A typical SIEM will offer you following use cases:

  1. Log Collection
  2. Log Retention
  3. Log Analysis
  4. Event Correlation
  5. Forensics
  6. IT Compliance
  7. Real-time Alerting
  8. User Activity Monitoring
  9. File Integrity Monitoring
  10. Etc.

The deployment scenario could be also varied depending on the scale/scope of deployment and the way logs are aggregated also will depend on these scenarios. For example, the following could be some scenarios:

  • Deploying Log Collectors on the source locations and central log server to store logs. Then send only security-related logs to SIEM database - only the required logs will be stored in SIEM database and rest will be in the log central log server

  • Collect, store and process entire logs in SIEM database - where the entire logs will be stored in SIEM

A SIEM collecting logs and processing is unique to each SIEM supplier as most of them have their own Connectors/Templates (or supported log formats) for the commonly available devices/log sources. All SIEM vendors will provide you with a list of supported devices and any device not in this list to be connected manually, where the SIEM supplier might help you in drafting your own connector.

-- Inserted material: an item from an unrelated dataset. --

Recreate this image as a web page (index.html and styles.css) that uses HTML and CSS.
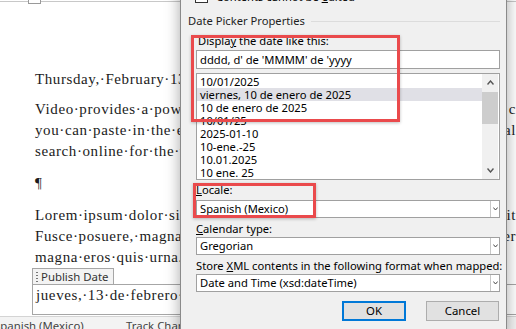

You may refer to the following links for a sample SIEM vendor supported device list (connectors are readily available):

https://www.scribd.com/document/60264371/LogRhythm-Supported-Products-List

Most of the SIEM suppliers have their own way of storing logs (data format to table structure may differ). Most of them will process the received logs and convert to the structure their core platform can understand.

The above-mentioned connectors/templates are used to convert the native source format to the SIEM understandable format.